GIVEN PROBLEM:
Collect every line that includes the string "this".

(Interface markup and scripts)
—————
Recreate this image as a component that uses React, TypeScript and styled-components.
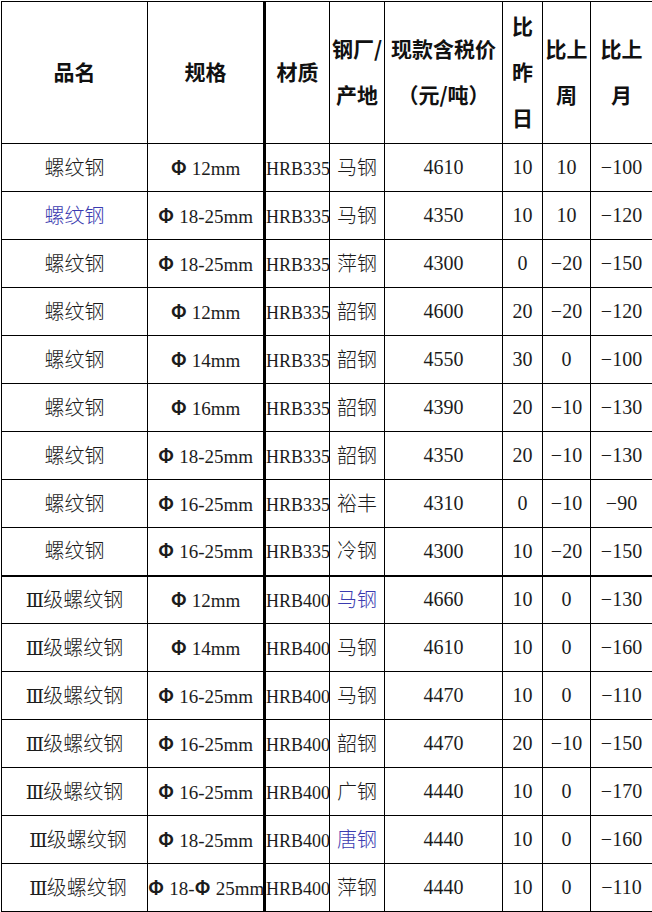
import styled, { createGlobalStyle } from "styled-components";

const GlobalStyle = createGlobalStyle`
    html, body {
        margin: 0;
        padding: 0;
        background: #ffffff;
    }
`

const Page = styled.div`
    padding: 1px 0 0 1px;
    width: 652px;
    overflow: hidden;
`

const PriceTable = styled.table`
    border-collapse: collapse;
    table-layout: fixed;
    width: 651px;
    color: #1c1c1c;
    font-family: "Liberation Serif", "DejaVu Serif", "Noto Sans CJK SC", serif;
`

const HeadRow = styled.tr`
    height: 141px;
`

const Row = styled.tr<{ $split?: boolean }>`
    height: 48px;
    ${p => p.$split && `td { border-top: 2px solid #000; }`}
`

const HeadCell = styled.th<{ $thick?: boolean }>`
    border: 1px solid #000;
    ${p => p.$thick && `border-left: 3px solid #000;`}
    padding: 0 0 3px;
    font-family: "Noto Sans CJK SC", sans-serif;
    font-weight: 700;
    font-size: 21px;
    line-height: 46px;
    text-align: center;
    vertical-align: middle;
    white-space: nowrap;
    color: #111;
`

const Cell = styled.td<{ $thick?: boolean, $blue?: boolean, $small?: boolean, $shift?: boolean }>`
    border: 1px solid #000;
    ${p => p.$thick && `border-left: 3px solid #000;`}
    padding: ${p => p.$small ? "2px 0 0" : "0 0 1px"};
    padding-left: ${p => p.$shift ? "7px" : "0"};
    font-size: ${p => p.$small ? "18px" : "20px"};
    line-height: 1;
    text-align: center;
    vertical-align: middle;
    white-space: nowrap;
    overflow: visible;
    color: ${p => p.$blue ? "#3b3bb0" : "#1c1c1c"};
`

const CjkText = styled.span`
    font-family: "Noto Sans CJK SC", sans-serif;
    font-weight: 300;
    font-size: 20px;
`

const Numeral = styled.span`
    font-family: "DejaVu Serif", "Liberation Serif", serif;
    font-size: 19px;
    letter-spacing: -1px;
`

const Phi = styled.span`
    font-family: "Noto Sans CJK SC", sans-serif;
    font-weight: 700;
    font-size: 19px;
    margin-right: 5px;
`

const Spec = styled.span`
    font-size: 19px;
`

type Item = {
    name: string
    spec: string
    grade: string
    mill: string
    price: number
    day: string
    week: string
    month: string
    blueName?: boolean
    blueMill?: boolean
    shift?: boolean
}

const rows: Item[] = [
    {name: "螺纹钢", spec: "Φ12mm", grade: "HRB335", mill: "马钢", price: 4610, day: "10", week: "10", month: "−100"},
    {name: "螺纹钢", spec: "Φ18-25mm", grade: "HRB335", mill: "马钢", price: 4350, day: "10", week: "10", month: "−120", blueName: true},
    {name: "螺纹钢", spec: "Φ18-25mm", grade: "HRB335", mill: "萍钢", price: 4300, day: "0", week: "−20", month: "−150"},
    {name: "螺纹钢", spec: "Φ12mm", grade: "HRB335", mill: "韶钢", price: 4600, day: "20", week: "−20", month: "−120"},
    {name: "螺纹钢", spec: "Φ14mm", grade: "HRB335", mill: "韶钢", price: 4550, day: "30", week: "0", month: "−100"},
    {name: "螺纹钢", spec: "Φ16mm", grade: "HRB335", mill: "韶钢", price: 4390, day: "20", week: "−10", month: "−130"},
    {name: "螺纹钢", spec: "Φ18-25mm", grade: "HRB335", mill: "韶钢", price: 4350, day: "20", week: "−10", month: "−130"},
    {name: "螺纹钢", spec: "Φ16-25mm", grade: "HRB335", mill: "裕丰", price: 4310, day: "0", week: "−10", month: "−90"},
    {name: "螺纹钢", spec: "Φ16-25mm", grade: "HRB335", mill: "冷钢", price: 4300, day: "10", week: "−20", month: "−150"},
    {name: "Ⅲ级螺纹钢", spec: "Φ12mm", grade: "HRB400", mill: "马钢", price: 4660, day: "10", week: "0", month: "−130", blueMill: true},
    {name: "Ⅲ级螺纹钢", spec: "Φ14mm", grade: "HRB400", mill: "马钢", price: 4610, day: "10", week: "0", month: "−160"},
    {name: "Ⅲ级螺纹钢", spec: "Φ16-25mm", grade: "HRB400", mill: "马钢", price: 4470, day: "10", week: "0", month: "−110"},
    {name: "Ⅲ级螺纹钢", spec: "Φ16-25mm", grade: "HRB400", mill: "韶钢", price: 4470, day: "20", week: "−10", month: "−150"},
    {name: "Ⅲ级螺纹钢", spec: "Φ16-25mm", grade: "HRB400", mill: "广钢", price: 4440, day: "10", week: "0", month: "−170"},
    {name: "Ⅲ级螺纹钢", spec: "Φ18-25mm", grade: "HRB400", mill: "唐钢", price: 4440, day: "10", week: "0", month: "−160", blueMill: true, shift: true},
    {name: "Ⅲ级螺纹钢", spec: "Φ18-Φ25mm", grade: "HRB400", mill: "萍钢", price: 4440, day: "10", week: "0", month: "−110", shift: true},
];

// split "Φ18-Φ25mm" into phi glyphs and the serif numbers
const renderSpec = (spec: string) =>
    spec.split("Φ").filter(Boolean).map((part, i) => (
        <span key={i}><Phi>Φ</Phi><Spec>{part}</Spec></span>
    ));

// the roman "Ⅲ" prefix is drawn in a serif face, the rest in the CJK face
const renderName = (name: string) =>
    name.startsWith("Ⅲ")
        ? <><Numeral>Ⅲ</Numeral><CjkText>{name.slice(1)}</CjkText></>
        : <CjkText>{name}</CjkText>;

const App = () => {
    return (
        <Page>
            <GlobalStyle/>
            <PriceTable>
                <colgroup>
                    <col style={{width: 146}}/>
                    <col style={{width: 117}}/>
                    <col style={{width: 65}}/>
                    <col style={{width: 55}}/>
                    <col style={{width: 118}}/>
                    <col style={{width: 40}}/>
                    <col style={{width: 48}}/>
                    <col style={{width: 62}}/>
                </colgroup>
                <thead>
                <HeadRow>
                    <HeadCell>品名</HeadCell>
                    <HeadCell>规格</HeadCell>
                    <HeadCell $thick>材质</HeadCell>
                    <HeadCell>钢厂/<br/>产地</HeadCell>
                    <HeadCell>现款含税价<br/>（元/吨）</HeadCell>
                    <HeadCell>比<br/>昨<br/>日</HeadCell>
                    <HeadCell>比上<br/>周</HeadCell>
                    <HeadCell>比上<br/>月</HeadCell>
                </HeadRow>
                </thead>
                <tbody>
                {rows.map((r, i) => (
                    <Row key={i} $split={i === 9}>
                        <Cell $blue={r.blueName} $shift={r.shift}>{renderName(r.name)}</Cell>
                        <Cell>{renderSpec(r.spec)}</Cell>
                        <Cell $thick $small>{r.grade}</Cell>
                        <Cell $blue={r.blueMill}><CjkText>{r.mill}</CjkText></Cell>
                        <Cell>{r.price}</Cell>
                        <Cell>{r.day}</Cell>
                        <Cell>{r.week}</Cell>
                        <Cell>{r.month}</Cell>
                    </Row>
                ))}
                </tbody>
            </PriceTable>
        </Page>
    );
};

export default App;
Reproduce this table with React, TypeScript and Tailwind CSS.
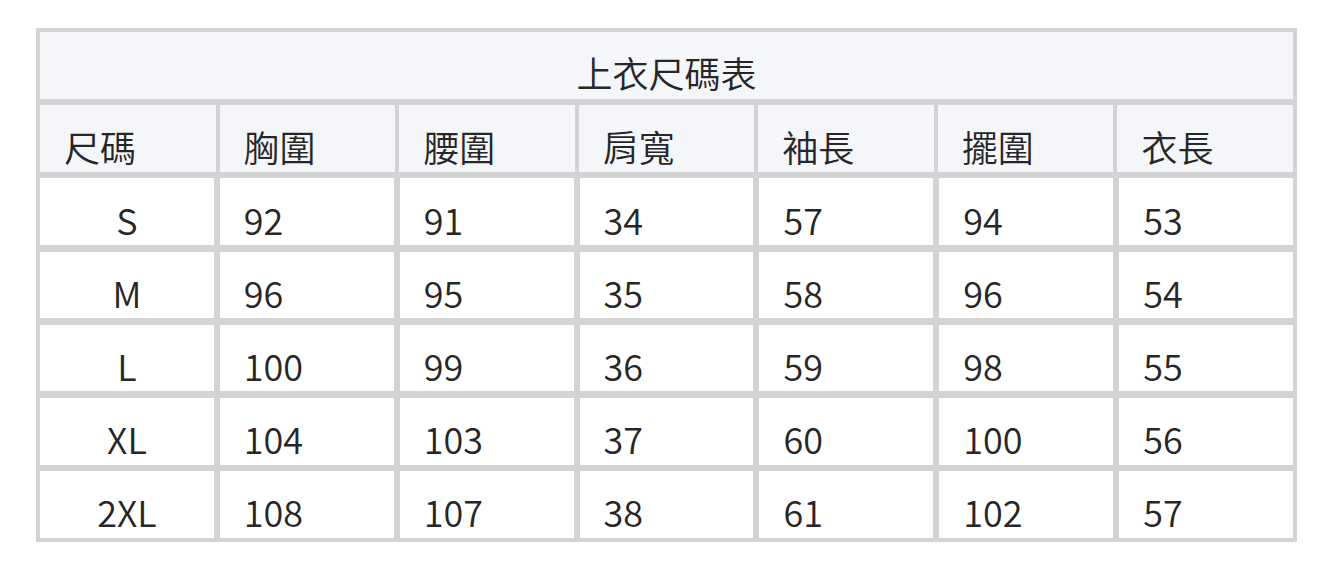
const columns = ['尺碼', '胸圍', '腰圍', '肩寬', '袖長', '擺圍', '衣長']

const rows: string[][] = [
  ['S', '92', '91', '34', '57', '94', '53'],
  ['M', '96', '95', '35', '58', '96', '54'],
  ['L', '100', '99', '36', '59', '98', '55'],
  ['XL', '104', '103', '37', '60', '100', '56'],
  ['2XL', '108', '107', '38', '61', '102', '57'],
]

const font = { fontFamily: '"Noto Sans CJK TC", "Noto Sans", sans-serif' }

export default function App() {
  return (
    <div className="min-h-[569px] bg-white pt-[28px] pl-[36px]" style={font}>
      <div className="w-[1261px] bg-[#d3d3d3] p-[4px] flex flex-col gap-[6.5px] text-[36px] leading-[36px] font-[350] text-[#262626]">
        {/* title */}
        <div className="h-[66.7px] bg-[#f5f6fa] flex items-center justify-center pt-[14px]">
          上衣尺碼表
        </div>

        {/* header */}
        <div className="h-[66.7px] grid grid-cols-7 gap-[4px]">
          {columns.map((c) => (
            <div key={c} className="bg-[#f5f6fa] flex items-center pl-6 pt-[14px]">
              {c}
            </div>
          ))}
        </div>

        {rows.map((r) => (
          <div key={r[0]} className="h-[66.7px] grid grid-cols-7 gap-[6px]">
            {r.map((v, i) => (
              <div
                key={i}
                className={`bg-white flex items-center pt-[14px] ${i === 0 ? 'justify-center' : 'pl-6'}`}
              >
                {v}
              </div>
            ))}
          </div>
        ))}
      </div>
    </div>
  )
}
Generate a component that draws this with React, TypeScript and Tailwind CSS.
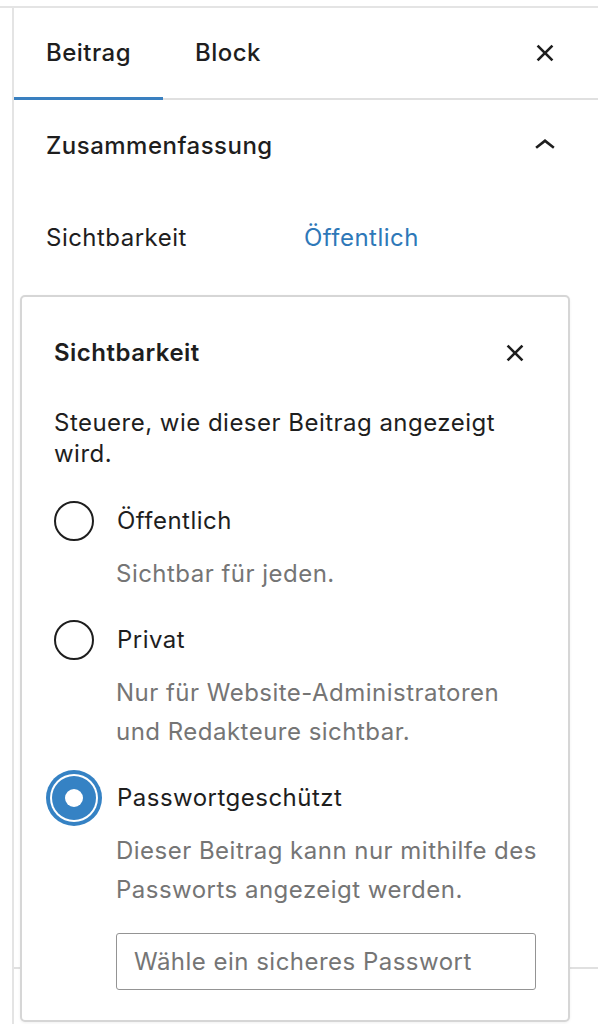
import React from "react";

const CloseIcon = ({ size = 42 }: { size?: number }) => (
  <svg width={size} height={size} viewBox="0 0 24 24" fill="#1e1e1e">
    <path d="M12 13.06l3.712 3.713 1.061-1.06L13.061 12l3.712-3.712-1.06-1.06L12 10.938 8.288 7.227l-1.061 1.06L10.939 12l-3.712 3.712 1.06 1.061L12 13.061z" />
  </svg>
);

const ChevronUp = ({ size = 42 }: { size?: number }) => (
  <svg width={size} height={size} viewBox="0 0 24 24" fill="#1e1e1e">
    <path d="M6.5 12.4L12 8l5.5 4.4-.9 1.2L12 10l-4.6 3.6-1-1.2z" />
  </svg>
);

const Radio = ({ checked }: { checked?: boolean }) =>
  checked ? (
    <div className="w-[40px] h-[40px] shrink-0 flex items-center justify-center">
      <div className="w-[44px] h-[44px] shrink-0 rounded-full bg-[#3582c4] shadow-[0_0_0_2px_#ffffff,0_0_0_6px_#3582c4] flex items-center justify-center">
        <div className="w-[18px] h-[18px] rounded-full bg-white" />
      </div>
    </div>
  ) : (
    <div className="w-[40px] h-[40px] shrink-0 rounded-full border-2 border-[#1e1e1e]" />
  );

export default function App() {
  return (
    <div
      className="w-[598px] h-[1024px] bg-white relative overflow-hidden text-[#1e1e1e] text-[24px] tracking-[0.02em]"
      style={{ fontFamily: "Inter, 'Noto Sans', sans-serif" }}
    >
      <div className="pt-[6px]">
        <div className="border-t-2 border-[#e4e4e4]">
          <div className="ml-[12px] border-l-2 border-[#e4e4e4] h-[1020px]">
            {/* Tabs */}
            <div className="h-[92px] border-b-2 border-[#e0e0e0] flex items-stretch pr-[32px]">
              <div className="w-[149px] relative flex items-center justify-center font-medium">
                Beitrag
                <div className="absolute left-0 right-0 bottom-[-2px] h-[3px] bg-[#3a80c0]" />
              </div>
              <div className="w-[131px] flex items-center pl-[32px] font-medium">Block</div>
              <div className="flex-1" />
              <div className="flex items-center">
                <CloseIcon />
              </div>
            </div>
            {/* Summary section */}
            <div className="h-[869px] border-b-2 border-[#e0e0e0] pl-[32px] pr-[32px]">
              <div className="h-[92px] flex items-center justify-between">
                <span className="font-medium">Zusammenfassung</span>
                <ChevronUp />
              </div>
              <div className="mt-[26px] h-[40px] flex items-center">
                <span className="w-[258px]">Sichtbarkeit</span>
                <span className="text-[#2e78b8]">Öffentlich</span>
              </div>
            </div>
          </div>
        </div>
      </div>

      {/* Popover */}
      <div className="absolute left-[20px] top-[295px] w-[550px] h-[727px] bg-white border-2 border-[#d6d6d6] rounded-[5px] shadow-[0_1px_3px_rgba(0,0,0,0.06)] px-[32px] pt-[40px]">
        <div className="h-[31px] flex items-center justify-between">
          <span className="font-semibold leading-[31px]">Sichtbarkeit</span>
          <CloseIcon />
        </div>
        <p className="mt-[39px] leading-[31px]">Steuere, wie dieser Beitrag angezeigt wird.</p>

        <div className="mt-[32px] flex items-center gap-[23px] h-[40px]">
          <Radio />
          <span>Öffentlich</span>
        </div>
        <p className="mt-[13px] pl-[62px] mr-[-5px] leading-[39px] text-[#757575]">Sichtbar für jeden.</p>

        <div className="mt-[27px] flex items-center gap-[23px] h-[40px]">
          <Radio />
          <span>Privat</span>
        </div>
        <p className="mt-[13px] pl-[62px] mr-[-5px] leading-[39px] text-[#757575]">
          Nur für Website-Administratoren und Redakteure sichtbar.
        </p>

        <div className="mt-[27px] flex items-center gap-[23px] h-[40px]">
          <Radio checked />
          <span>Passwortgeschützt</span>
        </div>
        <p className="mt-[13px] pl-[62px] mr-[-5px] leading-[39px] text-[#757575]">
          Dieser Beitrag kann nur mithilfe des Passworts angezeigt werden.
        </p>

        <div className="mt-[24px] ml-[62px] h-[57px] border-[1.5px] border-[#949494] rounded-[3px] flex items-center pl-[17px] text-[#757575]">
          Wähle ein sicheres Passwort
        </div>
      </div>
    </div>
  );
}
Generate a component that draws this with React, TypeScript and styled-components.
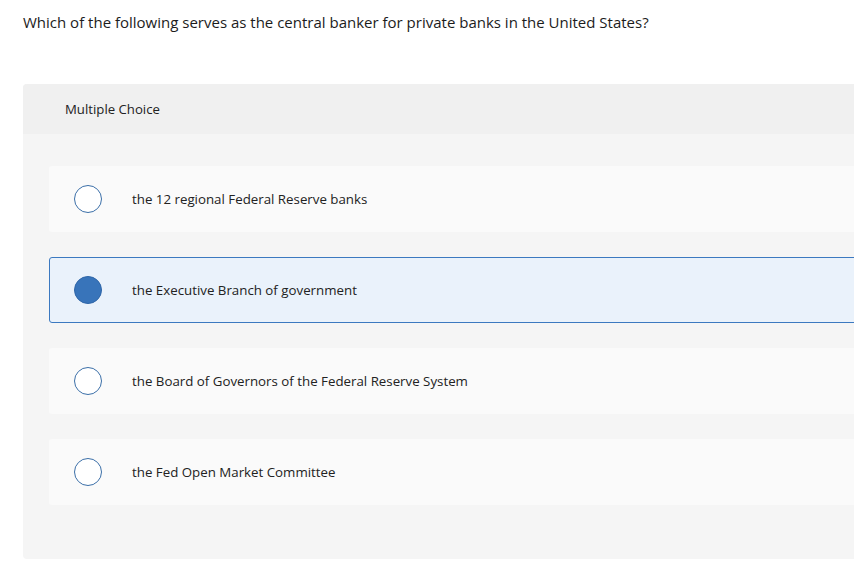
—————
EXPECTED ANSWER:
Recreate this image as a component that uses React, TypeScript and styled-components.
Reproduce this table with React, TypeScript and Tailwind CSS.
Generate a component that draws this with React, TypeScript and Tailwind CSS.
Generate a component that draws this with React, TypeScript and styled-components.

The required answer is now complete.